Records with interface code
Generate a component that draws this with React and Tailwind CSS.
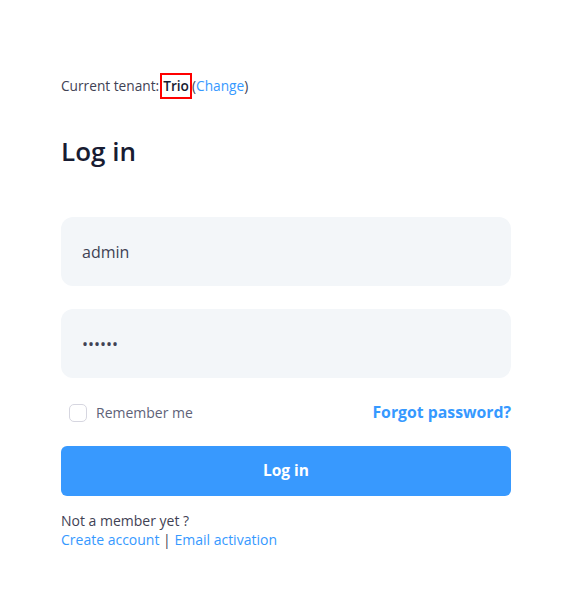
import { useState } from 'react'

export default function App() {
  const [username, setUsername] = useState('admin')
  const [password, setPassword] = useState('123qwe')
  const [remember, setRemember] = useState(false)

  return (
    <div className="min-h-screen bg-white font-['Open_Sans',sans-serif] text-[#3f4254]">
      <div className="ml-[61px] w-[450px] pt-[73px]">
        {/* Tenant */}
        <div className="flex items-center text-[13.7px] leading-[22px] text-[#3f4254]">
          <span>Current tenant:</span>
          <span className="ml-[1px] border-2 border-[#ff0000] px-[1px] font-semibold text-[#181c32]">Trio</span>
          <span>
            (<a href="#" className="text-[#3699ff]">Change</a>)
          </span>
        </div>

        {/* Title */}
        <h3 className="mt-[35px] text-[26px] font-semibold leading-[34px] text-[#181c32]">Log in</h3>

        {/* Form */}
        <form className="mt-[49px]" onSubmit={(e) => e.preventDefault()}>
          <input
            value={username}
            onChange={(e) => setUsername(e.target.value)}
            className="block h-[69px] w-full rounded-[12px] bg-[#f3f6f9] px-[21px] text-[16px] text-[#3f4254] outline-none"
          />
          <input
            type="password"
            value={password}
            onChange={(e) => setPassword(e.target.value)}
            className="mt-[23px] block h-[69px] w-full rounded-[12px] bg-[#f3f6f9] px-[21px] text-[16px] text-[#3f4254] outline-none"
          />

          <div className="mt-[23px] flex items-center justify-between">
            <label className="flex items-center gap-[9px] text-[14px] text-[#5e6278]">
              <span
                onClick={() => setRemember(!remember)}
                className={`ml-[8px] h-[18px] w-[18px] rounded-[5px] border ${
                  remember ? 'border-[#3699ff] bg-[#3699ff]' : 'border-[#d6d6e0] bg-white'
                }`}
              />
              Remember me
            </label>
            <a href="#" className="text-[15.8px] font-bold text-[#3699ff]">
              Forgot password?
            </a>
          </div>

          <button
            type="submit"
            className="mt-[21px] block h-[50px] w-full rounded-[6px] bg-[#3899fe] text-[15.5px] font-bold text-white"
          >
            Log in
          </button>
        </form>

        {/* Footer links */}
        <div className="mt-[15px] text-[14px] leading-[19px]">
          <p className="text-[#3f4254]">Not a member yet ?</p>
          <p>
            <a href="#" className="text-[#3699ff]">Create account</a>
            <span className="text-[#3f4254]"> | </span>
            <a href="#" className="text-[#3699ff]">Email activation</a>
          </p>
        </div>
      </div>
    </div>
  )
}
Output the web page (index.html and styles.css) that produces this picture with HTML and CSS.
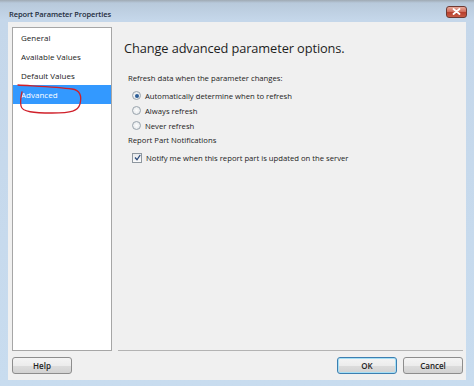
FILE: index.html
```html
<!DOCTYPE html>
<html lang="en">
<head>
    <meta charset="UTF-8">
    <title>Report Parameter Properties</title>
    <link rel="stylesheet" href="styles.css">
</head>
<body>
    <div class="window">
        <div class="titlebar">
            <span class="title">Report Parameter Properties</span>
            <div class="close-btn">
                <svg width="9" height="7" viewBox="0 0 9 7">
                    <path d="M1.5 1 L7.5 6 M7.5 1 L1.5 6" stroke="#fff" stroke-width="1.8" stroke-linecap="round"/>
                </svg>
            </div>
        </div>

        <div class="client">
            <div class="main">
                <div class="nav-list">
                    <div class="nav-item">General</div>
                    <div class="nav-item">Available Values</div>
                    <div class="nav-item">Default Values</div>
                    <div class="nav-item selected">Advanced</div>
                    <svg class="scribble" width="80" height="40" viewBox="0 0 80 40">
                        <path d="M6 3 C20 4 45 5 60 7 C68 8 70 14 68 22 C66 29 60 31 40 31 C22 31 10 30 9 24 C8 19 9 14 10 10"
                              fill="none" stroke="#d0202a" stroke-width="1.3" stroke-linecap="round"/>
                    </svg>
                </div>

                <div class="page">
                    <h1>Change advanced parameter options.</h1>
                    <div class="group-label">Refresh data when the parameter changes:</div>
                    <div class="option">
                        <span class="radio checked"></span>
                        <span>Automatically determine when to refresh</span>
                    </div>
                    <div class="option">
                        <span class="radio"></span>
                        <span>Always refresh</span>
                    </div>
                    <div class="option">
                        <span class="radio"></span>
                        <span>Never refresh</span>
                    </div>
                    <div class="group-label">Report Part Notifications</div>
                    <div class="option">
                        <span class="checkbox">
                            <svg width="7" height="7" viewBox="0 0 7 7">
                                <path d="M1 3.5 L3 5.8 L6.2 1" fill="none" stroke="#2b4a7a" stroke-width="1.3"/>
                            </svg>
                        </span>
                        <span>Notify me when this report part is updated on the server</span>
                    </div>
                </div>
            </div>

            <div class="footer">
                <button class="btn">Help</button>
                <div class="footer-right">
                    <button class="btn default">OK</button>
                    <button class="btn">Cancel</button>
                </div>
            </div>
        </div>
    </div>
</body>
</html>
```

FILE: styles.css
```css
body {
    margin: 0;
    font-family: "Open Sans", "Noto Sans", sans-serif;
    background: #c9dbee;
}

.window {
    width: 474px;
    height: 386px;
    display: flex;
    flex-direction: column;
    background: linear-gradient(to bottom, #9fa9b3 0px, #b8c9db 3px, #c5d7ea 20px, #c8dcef 100%);
    box-sizing: border-box;
    overflow: hidden;
}

.titlebar {
    height: 22px;
    display: flex;
    align-items: center;
    justify-content: space-between;
    padding: 5px 7px 0 9px;
    box-sizing: border-box;
    flex-shrink: 0;
}
.title {
    font-size: 7.5px;
    font-weight: 600;
    color: #1e2c3c;
    letter-spacing: -0.1px;
}
.close-btn {
    width: 19px;
    height: 10px;
    margin-top: -4px;
    border: 1px solid #6e3a33;
    border-radius: 3px;
    background: linear-gradient(to bottom, #e9a99b 0%, #d1705f 45%, #b7402e 55%, #c85b45 100%);
    display: flex;
    align-items: center;
    justify-content: center;
}

.client {
    flex: 1;
    margin: 0 8px 6px 8px;
    background: #f0f0f0;
    display: flex;
    flex-direction: column;
    padding: 5px 3px 0 4px;
}

.main {
    display: flex;
    flex: 1;
}

.nav-list {
    position: relative;
    width: 98px;
    background: #fff;
    border: 1px solid #a6a6a6;
    padding-top: 0;
}
.nav-item {
    height: 19px;
    line-height: 19px;
    padding-left: 8px;
    font-size: 8px;
    color: #222;
}
.nav-item.selected {
    background: #3399ff;
    color: #fff;
}
.scribble {
    position: absolute;
    left: -1px;
    top: 54px;
}

.page {
    flex: 1;
    margin-left: 6px;
    padding-left: 6px;
    border-bottom: 1px solid #b3b3b3;
}
.page h1 {
    margin: 12px 0 14px 0;
    font-size: 12.8px;
    font-weight: 400;
    color: #1e1e1e;
    letter-spacing: -0.1px;
}
.group-label {
    font-size: 7.7px;
    color: #222;
    height: 15px;
    line-height: 15px;
    padding-left: 4px;
    margin-bottom: 2px;
}
.option {
    display: flex;
    align-items: center;
    gap: 4px;
    height: 15px;
    padding-left: 8px;
    font-size: 7.7px;
    color: #222;
}
.radio {
    width: 7px;
    height: 7px;
    border: 1px solid #9aa4ad;
    border-radius: 50%;
    background: radial-gradient(circle, #fdfdfd 0%, #dfe3e6 100%);
    display: flex;
    align-items: center;
    justify-content: center;
}
.radio.checked::after {
    content: "";
    width: 4px;
    height: 4px;
    border-radius: 50%;
    background: #2c5d96;
}
.checkbox {
    width: 8px;
    height: 8px;
    border: 1px solid #8e979f;
    background: linear-gradient(to bottom, #e8eaec, #fafafa);
    display: flex;
    align-items: center;
    justify-content: center;
}

.footer {
    height: 29px;
    display: flex;
    align-items: center;
    justify-content: space-between;
}
.footer-right {
    display: flex;
    gap: 6px;
}
.btn {
    width: 60px;
    height: 17px;
    font-family: "Open Sans", "Noto Sans", sans-serif;
    font-size: 8px;
    font-weight: 600;
    color: #222;
    border: 1px solid #8d8d8d;
    border-radius: 3px;
    background: linear-gradient(to bottom, #f4f4f4 0%, #ececec 50%, #dcdcdc 52%, #d2d2d2 100%);
    padding: 0;
}
.btn.default {
    border-color: #3c7fb1;
    box-shadow: inset 0 0 0 1px #a6dff5;
}
```
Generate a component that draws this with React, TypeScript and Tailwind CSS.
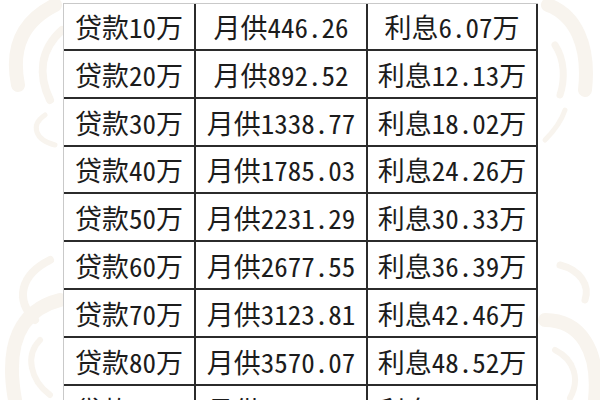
import React from 'react';

const rows = [
  { loan: '贷款10万', monthly: '月供446.26', interest: '利息6.07万', h: 'h-[47px]' },
  { loan: '贷款20万', monthly: '月供892.52', interest: '利息12.13万', h: 'h-[48px]' },
  { loan: '贷款30万', monthly: '月供1338.77', interest: '利息18.02万', h: 'h-[48px]' },
  { loan: '贷款40万', monthly: '月供1785.03', interest: '利息24.26万', h: 'h-[47px]' },
  { loan: '贷款50万', monthly: '月供2231.29', interest: '利息30.33万', h: 'h-[48px]' },
  { loan: '贷款60万', monthly: '月供2677.55', interest: '利息36.39万', h: 'h-[48px]' },
  { loan: '贷款70万', monthly: '月供3123.81', interest: '利息42.46万', h: 'h-[48px]' },
  { loan: '贷款80万', monthly: '月供3570.07', interest: '利息48.52万', h: 'h-[48px]' },
  { loan: '贷款90万', monthly: '月供4016.33', interest: '利息54.59万', h: 'h-[48px]' },
];

// faint paper decoration behind the table
function Swirls() {
  return (
    <svg
      className="absolute inset-0 pointer-events-none"
      width="600"
      height="400"
      viewBox="0 0 600 400"
    >
      <g fill="none" stroke="#f8f4ee" strokeLinecap="round">
        <path d="M55 5 C25 20 10 45 18 85" strokeWidth="14" />
        <path d="M62 30 C40 50 38 75 50 100" strokeWidth="8" />
        <path d="M45 115 C30 125 35 140 55 145" strokeWidth="5" />
        <path d="M50 260 C20 275 15 300 35 320" strokeWidth="8" />
        <path d="M60 300 C20 310 5 345 15 400" strokeWidth="14" />
        <path d="M40 340 C25 355 30 380 50 395" strokeWidth="6" />
        <path d="M548 5 C575 15 590 45 585 90" strokeWidth="14" />
        <path d="M555 45 C565 60 565 80 560 95" strokeWidth="7" />
        <path d="M565 110 C560 125 550 135 545 140" strokeWidth="5" />
        <path d="M560 265 C580 270 590 285 585 300" strokeWidth="7" />
        <path d="M545 320 C580 320 600 350 595 400" strokeWidth="14" />
        <path d="M555 350 C575 360 580 380 570 398" strokeWidth="6" />
      </g>
    </svg>
  );
}

export default function App() {
  return (
    <div className="relative w-[600px] h-[400px] overflow-hidden bg-white">
      <Swirls />
      <div
        className="relative ml-[63px] mt-[3px] w-[475px] border-l border-t border-[#c9c9c9] bg-white text-[27px] leading-none text-[#1c1c1c] [font-feature-settings:'hwid']"
        style={{ fontFamily: '"Noto Sans CJK SC", "Noto Sans CJK JP", sans-serif' }}
      >
        {rows.map((row) => (
          <div
            key={row.loan}
            className={`flex ${row.h} border-b-2 border-[#2b2b2b]`}
          >
            <div className="flex w-[132px] items-center justify-center border-r-2 border-[#2b2b2b]">
              {row.loan}
            </div>
            <div className="flex w-[172px] items-center justify-center border-r-2 border-[#2b2b2b]">
              {row.monthly}
            </div>
            <div className="flex w-[170px] items-center justify-center border-r-2 border-[#2b2b2b]">
              {row.interest}
            </div>
          </div>
        ))}
      </div>
    </div>
  );
}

_Exercise prompt_:
Could the lines from the top of the material through the line with "const [remember, setRemember]" be repeated exactly, pictures left out?

_Task response_:
Generate a component that draws this with React and Tailwind CSS.
import { useState } from 'react'

export default function App() {
  const [username, setUsername] = useState('admin')
  const [password, setPassword] = useState('123qwe')
  const [remember, setRemember] = useState(false)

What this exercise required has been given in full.